With a mix of games, rides, and fast food, family entertainment centers have been a big draw for families, adults, and kids of all ages. But thriving in the current economy, and getting consumers to choose a family fun center over other entertainment options, can be a challenge. Across the nation, venues are still drawing crowds, but utilizing some new angles to make sure their attractions are crowd pleasers.
At Boomers in Avondale, Pa., a lot of creative and entrepreneurial spirit has gone into keeping this family entertainment center buzzing. For example, Manager Michelle Bitzberger, has created a new laser maze through revenue sharing. “We teamed up with the builder of our existing laser tag attraction to create a new one, without incurring a lot of the cost. We joined forces, they built it, and now we share the revenue. This way we bring more revenue into our facility without taking on the huge cost of a new attraction.”
In Spanish Fort, Ala., Kangarooz Assistant Manager Amanda Wolff said her staff and reasonable prices are the draw that brings in customers. “We’ve deliberately kept our prices reasonable to appeal to families. While we don’t offer family packages, the individual admissions are inexpensive. And we have a great staff for parties and the Kids Club.” Running every Friday and Saturday, the Kids Club offers personalized attention filled with entertainment for children of all ages. “The staff will do arts and crafts with the kids, play with them on the jumper or in the arcade, from 6 to 10:30 both days.” School groups are also welcome.

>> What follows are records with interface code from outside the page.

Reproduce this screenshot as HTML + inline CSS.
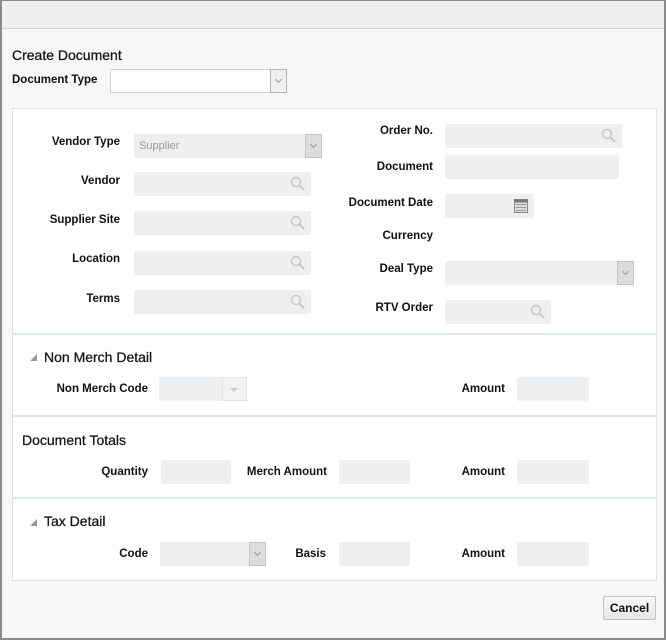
<!DOCTYPE html>
<html><head><style>
*{margin:0;padding:0;box-sizing:border-box}
body{width:666px;height:640px;position:relative;background:#f7f7f7;font-family:"Liberation Sans",Arial,sans-serif;overflow:hidden}
.frame{position:absolute;left:0;top:0;width:666px;height:640px;border:2px solid #8a8a8a;border-top:1px solid #8a8a8a}
.hdr{position:absolute;left:2px;top:1px;width:662px;height:28px;background:#efefef;border-bottom:1px solid #d0d5da}
.a{position:absolute}
.t{position:absolute;font-size:14px;color:#111;-webkit-text-stroke:0.25px #111}
.l{position:absolute;font-size:11.5px;font-weight:bold;color:#111;text-align:right;white-space:nowrap;margin-top:1px}
.f{position:absolute;background:#eeeff0;border-radius:2px;height:24px}
.panel{position:absolute;left:12px;top:108px;width:645px;height:473px;background:#fff;border:1px solid #d9e0e6}
.sep{position:absolute;left:12px;width:645px;height:2px;background:#dde4ea}
.dd{position:absolute;top:0;right:0;width:17px;height:24px;background:#dcdcdc;border:1px solid #c4c4c4}
.dd:after{content:"";position:absolute;left:5px;top:7px;width:4px;height:4px;border-right:1px solid #999;border-bottom:1px solid #999;transform:rotate(45deg)}
.mg{position:absolute;right:5px;top:4px}
.tri{position:absolute;width:0;height:0;border-left:7px solid transparent;border-bottom:7px solid #999}
</style></head><body>
<div class="hdr"></div>
<div class="t" style="left:12px;top:47px">Create Document</div>
<div class="l" style="left:12px;top:73px">Document Type</div>
<div class="a" style="left:110px;top:69px;width:177px;height:24px;background:#fff;border:1px solid #d0d4d8"><div class="dd" style="top:-1px;right:-1px;background:#f0f0f0;border-color:#b5b5b5"></div></div>
<div class="panel"></div>

<div class="l" style="right:546px;top:135px">Vendor Type</div>
<div class="f" style="left:134px;top:134px;width:188px"><span style="position:absolute;left:5px;top:6px;font-size:11px;color:#999">Supplier</span><div class="dd"></div></div>
<div class="l" style="right:546px;top:174px">Vendor</div>
<div class="f" style="left:134px;top:172px;width:177px"><svg class="mg" width="16" height="16"><circle cx="6" cy="6" r="4.5" fill="none" stroke="#c8c8c8" stroke-width="1.5"/><line x1="9.5" y1="9.5" x2="14" y2="14" stroke="#c8c8c8" stroke-width="2"/></svg></div>
<div class="l" style="right:546px;top:213px">Supplier Site</div>
<div class="f" style="left:134px;top:211px;width:177px"><svg class="mg" width="16" height="16"><circle cx="6" cy="6" r="4.5" fill="none" stroke="#c8c8c8" stroke-width="1.5"/><line x1="9.5" y1="9.5" x2="14" y2="14" stroke="#c8c8c8" stroke-width="2"/></svg></div>
<div class="l" style="right:546px;top:252px">Location</div>
<div class="f" style="left:134px;top:251px;width:177px"><svg class="mg" width="16" height="16"><circle cx="6" cy="6" r="4.5" fill="none" stroke="#c8c8c8" stroke-width="1.5"/><line x1="9.5" y1="9.5" x2="14" y2="14" stroke="#c8c8c8" stroke-width="2"/></svg></div>
<div class="l" style="right:546px;top:292px">Terms</div>
<div class="f" style="left:134px;top:290px;width:177px"><svg class="mg" width="16" height="16"><circle cx="6" cy="6" r="4.5" fill="none" stroke="#c8c8c8" stroke-width="1.5"/><line x1="9.5" y1="9.5" x2="14" y2="14" stroke="#c8c8c8" stroke-width="2"/></svg></div>

<div class="l" style="right:233px;top:124px">Order No.</div>
<div class="f" style="left:445px;top:124px;width:177px"><svg class="mg" width="16" height="16"><circle cx="6" cy="6" r="4.5" fill="none" stroke="#c8c8c8" stroke-width="1.5"/><line x1="9.5" y1="9.5" x2="14" y2="14" stroke="#c8c8c8" stroke-width="2"/></svg></div>
<div class="l" style="right:233px;top:160px">Document</div>
<div class="f" style="left:445px;top:155px;width:174px"></div>
<div class="l" style="right:233px;top:196px">Document Date</div>
<div class="f" style="left:445px;top:194px;width:89px"><svg style="position:absolute;left:69px;top:5px" width="14" height="14"><rect x="0.5" y="0.5" width="13" height="13" fill="#ddd" stroke="#888"/><rect x="0.5" y="0.5" width="13" height="3" fill="#777"/><g fill="#999"><rect x="2" y="5" width="10" height="1"/><rect x="2" y="8" width="10" height="1"/><rect x="2" y="11" width="10" height="1"/></g></svg></div>
<div class="l" style="right:233px;top:229px">Currency</div>
<div class="l" style="right:233px;top:262px">Deal Type</div>
<div class="f" style="left:445px;top:261px;width:189px"><div class="dd"></div></div>
<div class="l" style="right:233px;top:301px">RTV Order</div>
<div class="f" style="left:445px;top:300px;width:106px"><svg class="mg" width="16" height="16"><circle cx="6" cy="6" r="4.5" fill="none" stroke="#c8c8c8" stroke-width="1.5"/><line x1="9.5" y1="9.5" x2="14" y2="14" stroke="#c8c8c8" stroke-width="2"/></svg></div>

<div class="sep" style="top:333px"></div>
<div class="tri" style="left:30px;top:354px"></div>
<div class="t" style="left:44px;top:349px">Non Merch Detail</div>
<div class="l" style="right:518px;top:382px">Non Merch Code</div>
<div class="f" style="left:159px;top:377px;width:88px"><div style="position:absolute;right:0;top:0;width:25px;height:24px;border:1px solid #e2e2e2;background:#f2f2f2"></div><div style="position:absolute;right:9px;top:11px;border-left:4px solid transparent;border-right:4px solid transparent;border-top:4px solid #ccc"></div></div>
<div class="l" style="right:161px;top:382px">Amount</div>
<div class="f" style="left:517px;top:377px;width:72px"></div>

<div class="sep" style="top:415px"></div>
<div class="t" style="left:22px;top:432px">Document Totals</div>
<div class="l" style="right:518px;top:465px">Quantity</div>
<div class="f" style="left:161px;top:460px;width:70px"></div>
<div class="l" style="right:339px;top:465px">Merch Amount</div>
<div class="f" style="left:339px;top:460px;width:71px"></div>
<div class="l" style="right:161px;top:465px">Amount</div>
<div class="f" style="left:517px;top:460px;width:72px"></div>

<div class="sep" style="top:497px"></div>
<div class="tri" style="left:30px;top:519px"></div>
<div class="t" style="left:44px;top:513px">Tax Detail</div>
<div class="l" style="right:518px;top:547px">Code</div>
<div class="f" style="left:160px;top:542px;width:106px"><div class="dd"></div></div>
<div class="l" style="right:340px;top:547px">Basis</div>
<div class="f" style="left:339px;top:542px;width:71px"></div>
<div class="l" style="right:161px;top:547px">Amount</div>
<div class="f" style="left:517px;top:542px;width:72px"></div>

<div class="a" style="left:603px;top:596px;width:53px;height:24px;background:linear-gradient(#f7f7f7,#e6e6e6);border:1px solid #c2c2c2;border-radius:2px;font-size:12px;font-weight:bold;color:#111;text-align:center;line-height:22px">Cancel</div>
<div class="frame"></div>
</body></html>
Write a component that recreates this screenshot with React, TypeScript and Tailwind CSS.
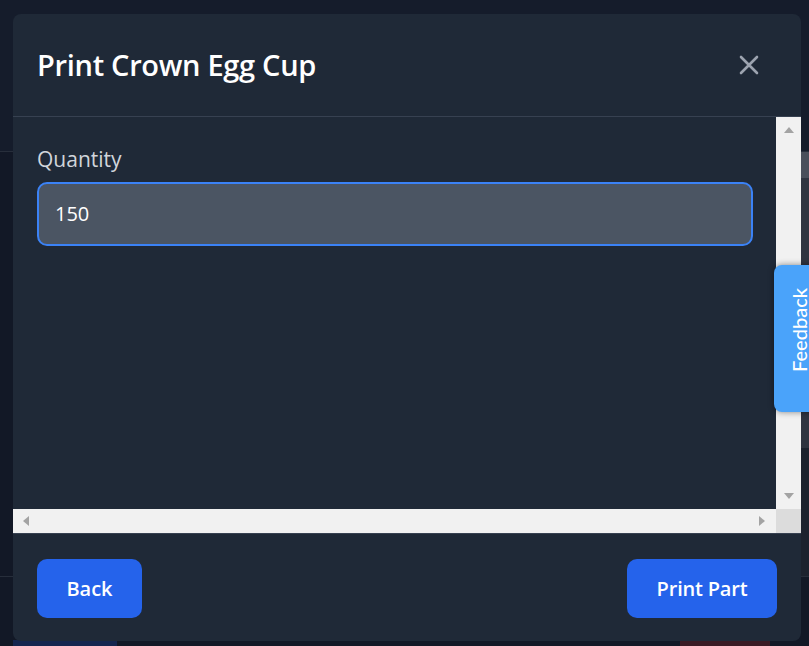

“In this economy we do run local military and senior discounts, as well as ‘buy two get one free’ offers in magazines and newspapers. Plus, from Memorial Day to Labor Day we give 50 percent discount early bird specials from 9 am to noon,” according to Annette Manual, manager of The Track in sunny Destin, Fla. Annette competes with another big attraction in town, the ocean. Drawing beach-goers to her venue are go-karts running on an elevated wooden track, a ride unique in the area. While riders have to meet a minimum height requirement, young children revel in their Kids Country attraction with eight rides including kiddie cars and a Ferris wheel.
With no beachfront location to compete with for customers, The Hub in Missoula, Mont., is a destination draw in and of itself. According to Manager Dustin Parmiter, along with family groups, his venue draws people on dates, and adult social groups, too. “Monday through Thursday we offer buy two get one free rides on the go-karts, and at all times we offer multiple-ride tickets for less than the cost of a single ride or game. And we have a very popular ladies night on Fridays, offering go-kart rides at a reduced price.” In the Missoula area, his venue is unique. “We’re the only location for laser tag and indoor go-karts in the area.”
Chris Collianno, owner and manager of Scooters in Bullhead City, Ariz., has taken on some big changes to his venue, despite the economy. To complement his attraction’s go-karts for big kids and adults, he’s adding go-karts for little children. “It’s a risk expanding right now, but we’re a family run business, so we have more control. This attraction should be a big draw.” Scooters also offers a free birthday club for kids which brings families to the venue, and his friendly, involved employees make sure to keep the location itself an attractive destination. “We have lots of trees and we keep things looking nice.”
The area around Los Angeles, Calif., has plenty of attractions to keep families busy, so the three Mulligan Family Fun Center locations in Murrieta, Palmdale, and Torrance, Calif., have a variety of special draws. Marketing Director Robert Araiza noted several stand-out activities at each location. In Murrieta, water-slides are a huge seasonal draw. “From Memorial Day to Labor Day people come to Murrieta from Los Angeles and San Diego at our Torrance location, go-karts are a big attraction. We have a large track with banked curves.” At all three locations, mini-golf courses are a solid crowd pleaser, too. Still, given the economic slowdown, the company has focused on “reinventing” its birthday party offerings and reaching out to non-profits. On the birthday front, according to Araiza, Mulligan now houses glow-in-the- dark party rooms in Palmdale and Murieta. “Glow wall murals have a birthday theme, cups, plates, pitchers, utensils – all glow in the dark. It has a fun haunted house feel that’s a real draw.” In regard to the non-profits, “We hold fund raisers. We offer discounted admission rates and donate a portion of the proceeds back to the non-profit.” Mulligan venues also offer heavily discounted Twelve Dollar Tuesdays.
Boomers’ Bitzberger said “Given the state of the economy, we really focus on the customers, on listening to the customers and what they say they’d like. It’s difficult to purchase new attractions right now, but you can be creative by offering combo packages for existing attractions, or adding new items that aren’t very expensive.” One new touch – Bitzberger decorates attractions seasonally, “For Halloween both the laser tag game and the laser maze have glowing ghosts and goblins.” At Florida’s The Track, Manuel believes entertaining the customers is key. “In our Kids Country area, our staff works hard to entertain the kids, and of course keep the rides running smoothly and safely.”
Across the board, although many family fun centers have had to think outside the box and work a little harder to attract their customers, attendance has stayed strong, and the outlook for family entertainment centers is bright.